══ Data rows
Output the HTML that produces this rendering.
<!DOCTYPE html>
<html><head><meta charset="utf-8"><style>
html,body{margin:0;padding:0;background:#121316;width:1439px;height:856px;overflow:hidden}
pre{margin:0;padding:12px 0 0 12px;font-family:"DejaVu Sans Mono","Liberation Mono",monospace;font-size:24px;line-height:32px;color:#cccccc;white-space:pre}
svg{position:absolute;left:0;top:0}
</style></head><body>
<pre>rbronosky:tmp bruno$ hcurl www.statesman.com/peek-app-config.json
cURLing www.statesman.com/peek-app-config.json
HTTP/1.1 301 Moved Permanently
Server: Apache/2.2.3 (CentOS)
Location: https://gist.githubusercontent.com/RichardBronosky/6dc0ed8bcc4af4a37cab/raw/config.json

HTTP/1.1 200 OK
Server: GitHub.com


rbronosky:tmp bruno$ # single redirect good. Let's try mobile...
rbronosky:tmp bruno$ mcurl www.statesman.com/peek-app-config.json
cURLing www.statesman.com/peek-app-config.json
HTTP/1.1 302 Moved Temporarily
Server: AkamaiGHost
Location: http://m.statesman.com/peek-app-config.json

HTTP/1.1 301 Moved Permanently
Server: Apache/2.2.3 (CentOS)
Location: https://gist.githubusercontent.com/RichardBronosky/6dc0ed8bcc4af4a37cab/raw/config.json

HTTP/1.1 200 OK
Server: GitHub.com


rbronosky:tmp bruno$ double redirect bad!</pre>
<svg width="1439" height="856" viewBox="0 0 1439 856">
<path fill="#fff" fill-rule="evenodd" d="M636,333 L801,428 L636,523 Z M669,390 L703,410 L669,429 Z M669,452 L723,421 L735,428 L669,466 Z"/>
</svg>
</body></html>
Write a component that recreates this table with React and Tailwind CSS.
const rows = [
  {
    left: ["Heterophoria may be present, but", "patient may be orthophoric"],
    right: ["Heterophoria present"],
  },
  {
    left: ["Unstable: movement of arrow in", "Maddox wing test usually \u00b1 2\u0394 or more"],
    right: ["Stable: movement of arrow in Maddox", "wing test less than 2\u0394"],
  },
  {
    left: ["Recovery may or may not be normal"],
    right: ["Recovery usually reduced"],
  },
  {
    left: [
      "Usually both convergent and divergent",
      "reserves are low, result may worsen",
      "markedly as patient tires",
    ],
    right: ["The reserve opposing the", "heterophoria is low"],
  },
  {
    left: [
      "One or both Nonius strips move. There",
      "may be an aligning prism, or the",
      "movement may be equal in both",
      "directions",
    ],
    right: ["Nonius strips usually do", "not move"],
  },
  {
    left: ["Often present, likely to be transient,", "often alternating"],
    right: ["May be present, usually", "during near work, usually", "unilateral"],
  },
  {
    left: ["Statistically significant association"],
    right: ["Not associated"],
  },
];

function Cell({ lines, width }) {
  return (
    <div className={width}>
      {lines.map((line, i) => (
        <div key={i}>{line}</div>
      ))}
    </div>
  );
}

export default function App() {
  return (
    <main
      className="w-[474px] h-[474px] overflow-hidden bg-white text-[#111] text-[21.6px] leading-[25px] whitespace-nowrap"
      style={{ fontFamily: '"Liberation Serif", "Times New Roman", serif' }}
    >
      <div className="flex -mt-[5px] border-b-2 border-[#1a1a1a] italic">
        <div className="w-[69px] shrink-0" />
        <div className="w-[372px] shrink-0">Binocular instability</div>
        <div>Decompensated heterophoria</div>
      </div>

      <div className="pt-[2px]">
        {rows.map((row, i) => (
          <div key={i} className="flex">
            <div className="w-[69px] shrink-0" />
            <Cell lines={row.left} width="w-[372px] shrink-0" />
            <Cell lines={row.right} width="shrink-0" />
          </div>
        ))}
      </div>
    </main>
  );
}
════
══ Data rows
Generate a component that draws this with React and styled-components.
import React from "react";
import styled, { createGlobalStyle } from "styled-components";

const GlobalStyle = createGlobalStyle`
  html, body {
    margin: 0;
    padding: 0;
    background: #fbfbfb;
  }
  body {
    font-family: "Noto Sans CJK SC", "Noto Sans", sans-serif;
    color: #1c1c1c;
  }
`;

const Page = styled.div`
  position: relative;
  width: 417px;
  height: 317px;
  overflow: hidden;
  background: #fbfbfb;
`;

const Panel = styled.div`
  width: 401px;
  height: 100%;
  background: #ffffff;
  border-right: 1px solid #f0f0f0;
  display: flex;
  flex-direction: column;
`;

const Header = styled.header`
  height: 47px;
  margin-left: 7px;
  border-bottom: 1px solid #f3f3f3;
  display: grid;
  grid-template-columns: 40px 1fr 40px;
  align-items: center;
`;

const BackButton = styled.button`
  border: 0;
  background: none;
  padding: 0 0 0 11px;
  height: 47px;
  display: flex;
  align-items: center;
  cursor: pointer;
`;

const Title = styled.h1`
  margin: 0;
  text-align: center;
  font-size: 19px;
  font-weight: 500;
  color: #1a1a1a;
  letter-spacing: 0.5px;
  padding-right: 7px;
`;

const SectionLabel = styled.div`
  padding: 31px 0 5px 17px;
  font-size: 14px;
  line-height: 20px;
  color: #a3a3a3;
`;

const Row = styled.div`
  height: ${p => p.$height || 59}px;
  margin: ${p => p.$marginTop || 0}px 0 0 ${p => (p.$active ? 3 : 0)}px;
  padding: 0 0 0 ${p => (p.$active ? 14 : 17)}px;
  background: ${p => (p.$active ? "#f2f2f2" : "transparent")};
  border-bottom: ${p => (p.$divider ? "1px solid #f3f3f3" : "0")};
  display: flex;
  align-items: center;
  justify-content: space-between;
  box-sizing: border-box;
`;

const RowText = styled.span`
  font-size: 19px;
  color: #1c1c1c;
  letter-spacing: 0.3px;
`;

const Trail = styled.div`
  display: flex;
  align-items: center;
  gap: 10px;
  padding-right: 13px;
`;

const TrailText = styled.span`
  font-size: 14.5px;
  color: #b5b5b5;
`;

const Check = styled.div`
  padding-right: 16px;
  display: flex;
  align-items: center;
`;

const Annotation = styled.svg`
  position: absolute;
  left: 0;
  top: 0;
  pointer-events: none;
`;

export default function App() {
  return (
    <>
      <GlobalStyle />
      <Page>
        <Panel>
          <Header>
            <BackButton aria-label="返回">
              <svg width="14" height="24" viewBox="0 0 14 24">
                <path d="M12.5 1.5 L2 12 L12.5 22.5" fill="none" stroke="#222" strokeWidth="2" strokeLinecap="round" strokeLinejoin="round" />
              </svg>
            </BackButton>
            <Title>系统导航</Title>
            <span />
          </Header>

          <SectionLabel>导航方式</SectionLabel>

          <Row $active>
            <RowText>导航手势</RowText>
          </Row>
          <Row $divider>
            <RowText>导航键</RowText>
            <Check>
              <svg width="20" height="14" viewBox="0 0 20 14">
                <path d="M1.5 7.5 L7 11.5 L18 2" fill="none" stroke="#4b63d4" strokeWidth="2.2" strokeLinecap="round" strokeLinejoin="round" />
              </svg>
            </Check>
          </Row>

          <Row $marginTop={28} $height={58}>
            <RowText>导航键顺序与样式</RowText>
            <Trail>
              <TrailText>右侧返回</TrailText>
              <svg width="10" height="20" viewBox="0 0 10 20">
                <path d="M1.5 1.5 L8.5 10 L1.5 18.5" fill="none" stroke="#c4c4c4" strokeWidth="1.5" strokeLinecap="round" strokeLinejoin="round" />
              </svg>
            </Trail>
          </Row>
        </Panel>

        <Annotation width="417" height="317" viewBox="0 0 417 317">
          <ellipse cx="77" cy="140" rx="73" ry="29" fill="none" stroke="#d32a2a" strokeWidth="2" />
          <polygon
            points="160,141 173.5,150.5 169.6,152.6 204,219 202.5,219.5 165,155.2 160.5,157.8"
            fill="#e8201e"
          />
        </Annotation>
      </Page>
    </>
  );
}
════
** Short problem **
The required output is an exact reproduction of the lines starting at the one that contains "Output the HTML that produces this rendering." and ending at the one that contains "</body></html>". Both boundary lines belong to it.

** The completed task **
Output the HTML that produces this rendering.
<!DOCTYPE html>
<html><head><meta charset="utf-8"><style>
html,body{margin:0;padding:0;background:#121316;width:1439px;height:856px;overflow:hidden}
pre{margin:0;padding:12px 0 0 12px;font-family:"DejaVu Sans Mono","Liberation Mono",monospace;font-size:24px;line-height:32px;color:#cccccc;white-space:pre}
svg{position:absolute;left:0;top:0}
</style></head><body>
<pre>rbronosky:tmp bruno$ hcurl www.statesman.com/peek-app-config.json
cURLing www.statesman.com/peek-app-config.json
HTTP/1.1 301 Moved Permanently
Server: Apache/2.2.3 (CentOS)
Location: https://gist.githubusercontent.com/RichardBronosky/6dc0ed8bcc4af4a37cab/raw/config.json

HTTP/1.1 200 OK
Server: GitHub.com


rbronosky:tmp bruno$ # single redirect good. Let's try mobile...
rbronosky:tmp bruno$ mcurl www.statesman.com/peek-app-config.json
cURLing www.statesman.com/peek-app-config.json
HTTP/1.1 302 Moved Temporarily
Server: AkamaiGHost
Location: http://m.statesman.com/peek-app-config.json

HTTP/1.1 301 Moved Permanently
Server: Apache/2.2.3 (CentOS)
Location: https://gist.githubusercontent.com/RichardBronosky/6dc0ed8bcc4af4a37cab/raw/config.json

HTTP/1.1 200 OK
Server: GitHub.com


rbronosky:tmp bruno$ double redirect bad!</pre>
<svg width="1439" height="856" viewBox="0 0 1439 856">
<path fill="#fff" fill-rule="evenodd" d="M636,333 L801,428 L636,523 Z M669,390 L703,410 L669,429 Z M669,452 L723,421 L735,428 L669,466 Z"/>
</svg>
</body></html>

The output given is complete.